I replaced 3 sets of tires on my last tin boat trailer, I was almost positive I just wasn't being dilignet enough with the pressures. The 3rd set I replaced right before a big trip up north, a 200 mile ride. 50 miles down the road one of the brand new tires went boom. Other side was completely bald, cords showing- IN 50 MILES!! Turns out the axle was bent. You couldn't really see it until I had the boat off and was really looking at it. Got a new axle and the tires went thousands of miles before even looking like they were used. 

This boat was a 130lb jon boat with maybe 40lbs of seats installed, so it doesn't have to be a heavy boat to bend an axle.


----------



## RiverBottomOutdoors (Jun 22, 2017)

I was running cross-ply and wearing the inside out.
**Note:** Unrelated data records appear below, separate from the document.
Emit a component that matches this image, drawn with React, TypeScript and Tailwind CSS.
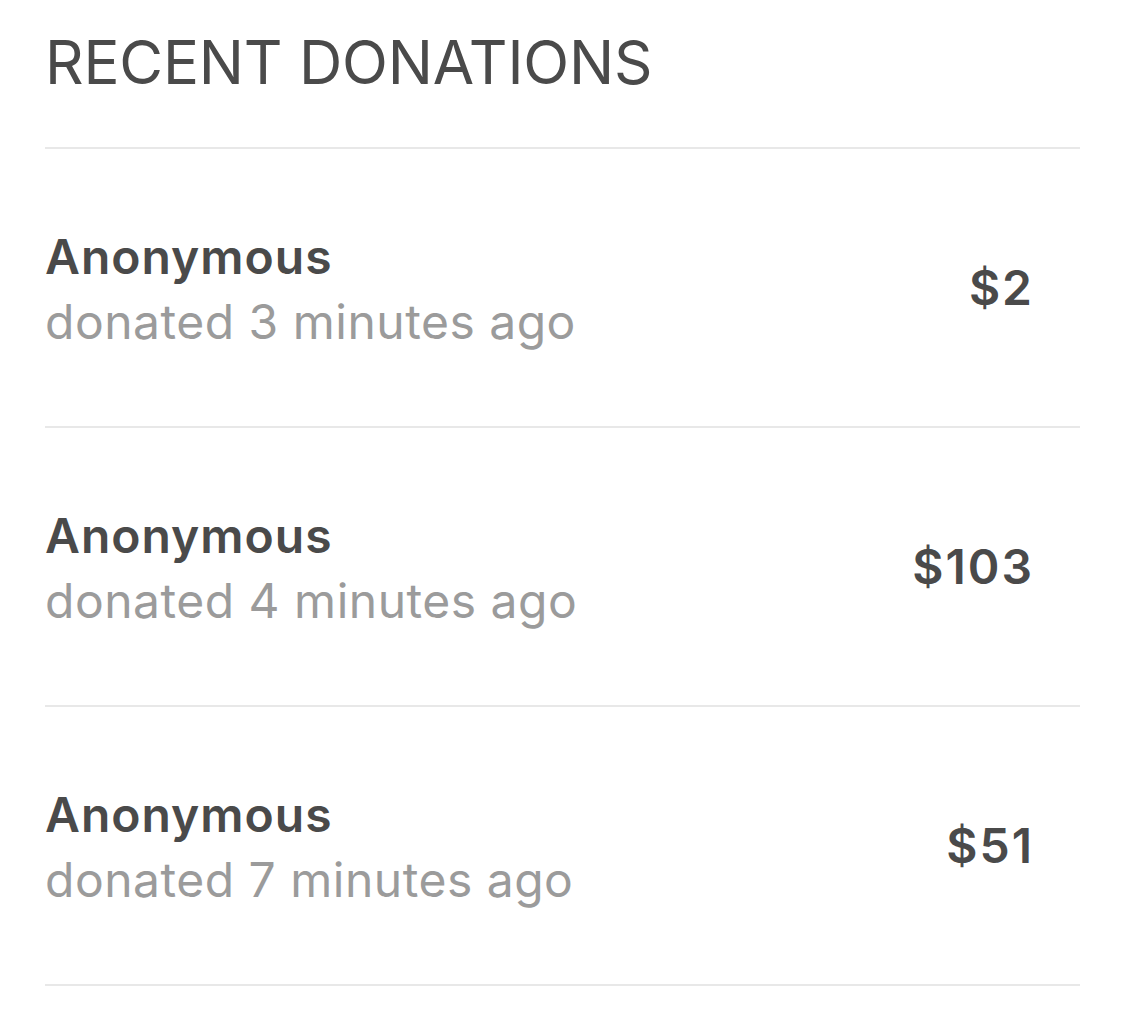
const donations = [
  { name: 'Anonymous', when: 'donated 3 minutes ago', amount: '$2' },
  { name: 'Anonymous', when: 'donated 4 minutes ago', amount: '$103' },
  { name: 'Anonymous', when: 'donated 7 minutes ago', amount: '$51' },
]

export default function App() {
  return (
    <div className="min-h-screen bg-white px-[45px] font-['Inter',sans-serif]">
      <h2 className="border-b-2 border-[#e8e8e8] pt-8 pb-[55px] text-[60px] leading-[60px] font-normal tracking-[-0.2px] text-[#4a4a4a]">
        RECENT DONATIONS
      </h2>
      {donations.map((d, i) => (
        <div
          key={i}
          className="flex h-[279px] items-center justify-between border-b-2 border-[#e8e8e8] pr-12"
        >
          <div className="pt-[3px]">
            <div className="text-[48px] leading-[65px] font-semibold tracking-[1px] text-[#4a4a4a]">{d.name}</div>
            <div className="text-[48px] leading-[65px] tracking-[0.5px] text-[#9b9b9b]">{d.when}</div>
          </div>
          <div className="-mr-[2px] text-[48px] leading-[65px] font-semibold tracking-[2px] text-[#4a4a4a]">{d.amount}</div>
        </div>
      ))}
    </div>
  )
}
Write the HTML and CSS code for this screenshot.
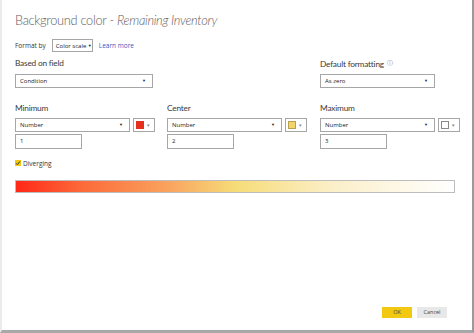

I switched to radials and haven't had the same issue.


----------



## KMixson (Jun 22, 2017)

Could be a lot of things. Low air pressure is one item. It causes wear on the outer edges of the tire in a lot of cases. Could be a bent axle. Could be worn bearings or a loose hub. Could be loose axle u-bolts letting the axle tilt or twist incorrectly.


----------



## hipster dufus (Jun 23, 2017)

ok, replaced tires w radials while they were off checked bearings,bolts an cleaned up hubs. did notice my lug nuts were a tad loose when i took em off. axle still has sticker on it, 2000 # no camber. put new tires on. put straight edge on axle. there is a crown in the middle. im thinking that is norwal. whole package weighs less then 1400#. any other ways to check axle? help is appreciated.


----------



## hipster dufus (Jun 23, 2017)

just used straight edge on tire, they look good, checkede axle again, top bottom side. crown on top side lok good. rechecked spring mount bolts, tight.i know my pressure was low. i recently purchased a good tire gage and set em at 50 psi. will monitor. the old ones were taskmasters 175/80 13 bias. had in excess of 12k on em.


----------